At the time, John was a client of mine at a big consumer product company. He led the IT team responsible for brand websites back then. He relayed how a junior employee decided to tweak some copy on a website and made a mistake that took it down for several days. John told the employee that:
“This is one of those things you should treat like plutonium…it’s powerful and dangerous—and you won’t immediately see the results of mistakes. So be extremely careful and ask for help when handling it.”
So I re-tell John’s story and make the comparison to our paid media issue. I see the nods and smiles as the team quickly grasps and integrates the lesson. Storytelling has been the most effective way humans transfer and recall information since the first words were spoken. (It’s also why I tell plenty of stories in this Substack.)
Teaching through stories empowers the team to handle unimagined issues that will arise in the future. You can’t have a process for every situation and can’t anticipate every error. But when we all internalize a lesson like this, even the most junior employee can make better decisions in real time. Leaders won’t even know the countless bombs that never went off because this lesson was learned.
Finally, we make the point that no one is getting fired for this. It’s a moment of truth when employees are alert to what might happen to them. But you can’t run a successful company on fear. Ryan and I take responsibility, and we move forward on our mission together. Some teammates still remember the story today, and most remember the plutonium analogy—I sure repeated it enough! But I don’t think anyone remembers that “Nate” made the mistake.
You’ve got plutonium stored in your company, dear reader. It’s that thing that, if lost, exposed, or handled poorly, could throw your entire business into dire straights. Do you know what it is? Do your employees know how to handle it?
Maybe now is a good time to give it some thought…after all, Friday is just two days away.
How we might work together…
My team and I lead Hearty, a boutique recruiting service that helps tech-forward companies hire proven talent. Our senior team of operators sources and screens, saving you time and money. When you need help, let’s chat.
Need help with a software project? Perhaps a product MVP, a project that requires outside help, or a fractional CTO for key strategic decisions? Our team at Shipwright Studio has worked together to build multiple successful startups, and we love helping leaders turn their dreams into reality. We're the team our clients trust for software built to last.
Looking for Influencer Marketing and Content Creation? The team from our previous company is back by popular demand with A2 Influence. We’re ramping up now and would love to share more.
Feel free to schedule time together during my Open Hours for questions, feedback, networking, or any other topic!
BONUS: Cool Content of the Week
A little something I found meaningful. You might agree…
Break Point on Netflix
My wife started taking tennis lessons over the summer, which led me to pick up a racquet for the first time since college. So, while scrolling Netflix a few weeks ago, we were both excited to click on Break Point, a series on Netflix that follows the pro tennis tour and its rising generation of stars.

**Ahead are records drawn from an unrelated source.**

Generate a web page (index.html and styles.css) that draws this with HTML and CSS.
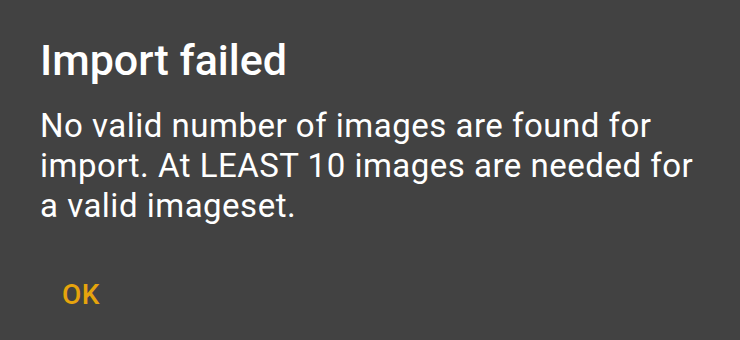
FILE: index.html
```html
<!DOCTYPE html>
<html>
<head>
<meta charset="utf-8">
<link rel="stylesheet" href="styles.css">
</head>
<body>
<div class="dialog">
  <h1 class="title">Import failed</h1>
  <p class="message">No valid number of images are found for import. At LEAST 10 images are needed for a valid imageset.</p>
  <div class="actions">
    <button class="btn">OK</button>
  </div>
</div>
</body>
</html>
```

FILE: styles.css
```css
html, body {
  margin: 0;
  padding: 0;
  background: #424242;
}
body {
  width: 740px;
  height: 340px;
  overflow: hidden;
  font-family: Roboto, "Noto Sans", sans-serif;
}
.dialog {
  padding: 34px 40px 0 40px;
}
.title {
  margin: 0;
  font-size: 43px;
  font-weight: 500;
  line-height: 52px;
  color: #ffffff;
}
.message {
  margin: 20px 0 0 0;
  width: 660px;
  font-size: 33px;
  line-height: 40px;
  letter-spacing: 0.5px;
  color: #ffffff;
}
.actions {
  display: flex;
  margin-top: 52px;
}
.btn {
  background: none;
  border: none;
  padding: 0 0 0 22px;
  font-family: Roboto, sans-serif;
  font-weight: 500;
  font-size: 28px;
  color: #e6a40c;
  letter-spacing: 0.5px;
}
```
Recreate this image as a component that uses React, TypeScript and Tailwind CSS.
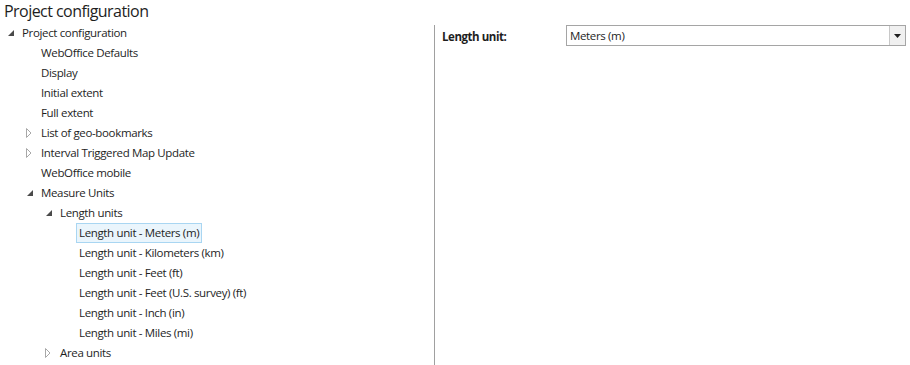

Break Point is a highly entertaining peek into the lives of highly talented people in a winner-take-all contest. There’s plenty of drama and players to root for and against. But my biggest recurring takeaway is that the mental game separates the great ones. Tennis is just a single player on the court, going shot-for-shot against another player who is just as talented and determined.
The top players keep their emotions in check, push away the voices of doubt that arise, and move on from a bad shot, game, set, or match. Funny…that’s how you win in life, too.